═══ Data block ═══

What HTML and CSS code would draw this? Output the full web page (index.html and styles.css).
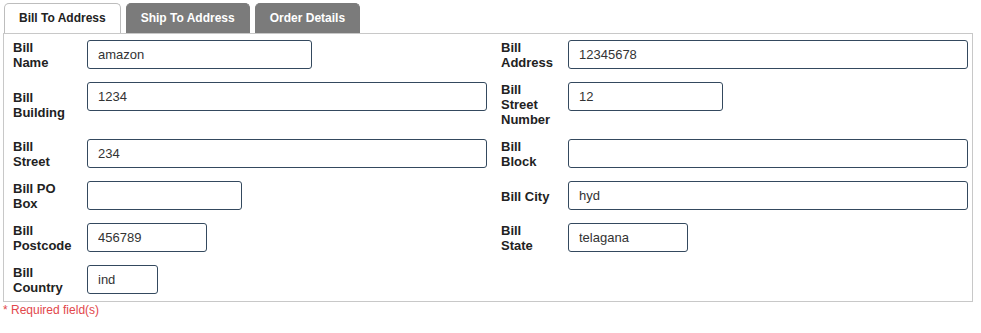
FILE: index.html
```html
<!DOCTYPE html>
<html>
<head>
<meta charset="utf-8">
<link rel="stylesheet" href="styles.css">
</head>
<body>
<div class="wrap">
  <div class="tabs">
    <div class="tab active">Bill To Address</div>
    <div class="tab">Ship To Address</div>
    <div class="tab">Order Details</div>
  </div>
  <div class="panel">
    <div class="form">
      <label class="lbl">Bill Name</label>
      <div class="fld"><input class="inp w225" value="amazon"></div>
      <label class="lbl r">Bill Address</label>
      <div class="fld"><input class="inp w400" value="12345678"></div>

      <label class="lbl">Bill Building</label>
      <div class="fld"><input class="inp w400" value="1234"></div>
      <label class="lbl r">Bill Street Number</label>
      <div class="fld"><input class="inp w155" value="12"></div>

      <label class="lbl">Bill Street</label>
      <div class="fld"><input class="inp w400" value="234"></div>
      <label class="lbl r">Bill Block</label>
      <div class="fld"><input class="inp w400" value=""></div>

      <label class="lbl">Bill PO Box</label>
      <div class="fld"><input class="inp w155" value=""></div>
      <label class="lbl r">Bill City</label>
      <div class="fld"><input class="inp w400" value="hyd"></div>

      <label class="lbl">Bill Postcode</label>
      <div class="fld"><input class="inp w120" value="456789"></div>
      <label class="lbl r">Bill State</label>
      <div class="fld"><input class="inp w120" value="telagana"></div>

      <label class="lbl">Bill Country</label>
      <div class="fld"><input class="inp w71" value="ind"></div>
    </div>
  </div>
  <div class="req">* Required field(s)</div>
</div>
</body>
</html>
```
FILE: styles.css
```css
html, body {
  margin: 0;
  padding: 0;
  background: #fff;
}
body {
  font-family: "Liberation Sans", Arial, sans-serif;
  color: #222;
}
.wrap {
  padding: 3px 0 0 3px;
  width: 970px;
}
.tabs {
  display: flex;
  gap: 5px;
  padding-left: 1px;
  height: 30px;
}
.tab {
  box-sizing: border-box;
  height: 30px;
  padding: 0 14px;
  line-height: 29px;
  font-size: 12px;
  font-weight: bold;
  color: #fff;
  background: #7b7b7b;
  border: 1px solid #7b7b7b;
  border-bottom: none;
  border-radius: 5px 5px 0 0;
}
.tab.active {
  background: #fff;
  color: #222;
  border-color: #bdbdbd;
}
.panel {
  border: 1px solid #c8c8c8;
  padding: 6px 4px 6px 9px;
}
.form {
  display: grid;
  grid-template-columns: 74px 400px 81px 400px;
  row-gap: 12px;
}
.lbl {
  align-self: center;
  font-size: 13px;
  font-weight: bold;
  line-height: 15px;
  color: #222;
  padding-right: 20px;
}
.lbl.r {
  padding-left: 14px;
  padding-right: 15px;
}
.fld {
  align-self: start;
}
.inp {
  box-sizing: border-box;
  display: block;
  height: 29px;
  padding: 0 10px;
  border: 1px solid #34495e;
  border-radius: 3px;
  font-family: "Liberation Sans", Arial, sans-serif;
  font-size: 13px;
  color: #333;
  background: #fff;
  outline: none;
}
.w400 { width: 400px; }
.w225 { width: 225px; }
.w155 { width: 155px; }
.w120 { width: 120px; }
.w71 { width: 71px; }
.req {
  font-size: 12px;
  line-height: 14px;
  padding-top: 1px;
  color: #e2474b;
}
```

═══

Stated problem - From the data above, write out everything exactly except the pictures.

Output for this task -
What HTML and CSS code would draw this? Output the full web page (index.html and styles.css).
FILE: index.html
```html
<!DOCTYPE html>
<html>
<head>
<meta charset="utf-8">
<link rel="stylesheet" href="styles.css">
</head>
<body>
<div class="wrap">
  <div class="tabs">
    <div class="tab active">Bill To Address</div>
    <div class="tab">Ship To Address</div>
    <div class="tab">Order Details</div>
  </div>
  <div class="panel">
    <div class="form">
      <label class="lbl">Bill Name</label>
      <div class="fld"><input class="inp w225" value="amazon"></div>
      <label class="lbl r">Bill Address</label>
      <div class="fld"><input class="inp w400" value="12345678"></div>

      <label class="lbl">Bill Building</label>
      <div class="fld"><input class="inp w400" value="1234"></div>
      <label class="lbl r">Bill Street Number</label>
      <div class="fld"><input class="inp w155" value="12"></div>

      <label class="lbl">Bill Street</label>
      <div class="fld"><input class="inp w400" value="234"></div>
      <label class="lbl r">Bill Block</label>
      <div class="fld"><input class="inp w400" value=""></div>

      <label class="lbl">Bill PO Box</label>
      <div class="fld"><input class="inp w155" value=""></div>
      <label class="lbl r">Bill City</label>
      <div class="fld"><input class="inp w400" value="hyd"></div>

      <label class="lbl">Bill Postcode</label>
      <div class="fld"><input class="inp w120" value="456789"></div>
      <label class="lbl r">Bill State</label>
      <div class="fld"><input class="inp w120" value="telagana"></div>

      <label class="lbl">Bill Country</label>
      <div class="fld"><input class="inp w71" value="ind"></div>
    </div>
  </div>
  <div class="req">* Required field(s)</div>
</div>
</body>
</html>
```
FILE: styles.css
```css
html, body {
  margin: 0;
  padding: 0;
  background: #fff;
}
body {
  font-family: "Liberation Sans", Arial, sans-serif;
  color: #222;
}
.wrap {
  padding: 3px 0 0 3px;
  width: 970px;
}
.tabs {
  display: flex;
  gap: 5px;
  padding-left: 1px;
  height: 30px;
}
.tab {
  box-sizing: border-box;
  height: 30px;
  padding: 0 14px;
  line-height: 29px;
  font-size: 12px;
  font-weight: bold;
  color: #fff;
  background: #7b7b7b;
  border: 1px solid #7b7b7b;
  border-bottom: none;
  border-radius: 5px 5px 0 0;
}
.tab.active {
  background: #fff;
  color: #222;
  border-color: #bdbdbd;
}
.panel {
  border: 1px solid #c8c8c8;
  padding: 6px 4px 6px 9px;
}
.form {
  display: grid;
  grid-template-columns: 74px 400px 81px 400px;
  row-gap: 12px;
}
.lbl {
  align-self: center;
  font-size: 13px;
  font-weight: bold;
  line-height: 15px;
  color: #222;
  padding-right: 20px;
}
.lbl.r {
  padding-left: 14px;
  padding-right: 15px;
}
.fld {
  align-self: start;
}
.inp {
  box-sizing: border-box;
  display: block;
  height: 29px;
  padding: 0 10px;
  border: 1px solid #34495e;
  border-radius: 3px;
  font-family: "Liberation Sans", Arial, sans-serif;
  font-size: 13px;
  color: #333;
  background: #fff;
  outline: none;
}
.w400 { width: 400px; }
.w225 { width: 225px; }
.w155 { width: 155px; }
.w120 { width: 120px; }
.w71 { width: 71px; }
.req {
  font-size: 12px;
  line-height: 14px;
  padding-top: 1px;
  color: #e2474b;
}
```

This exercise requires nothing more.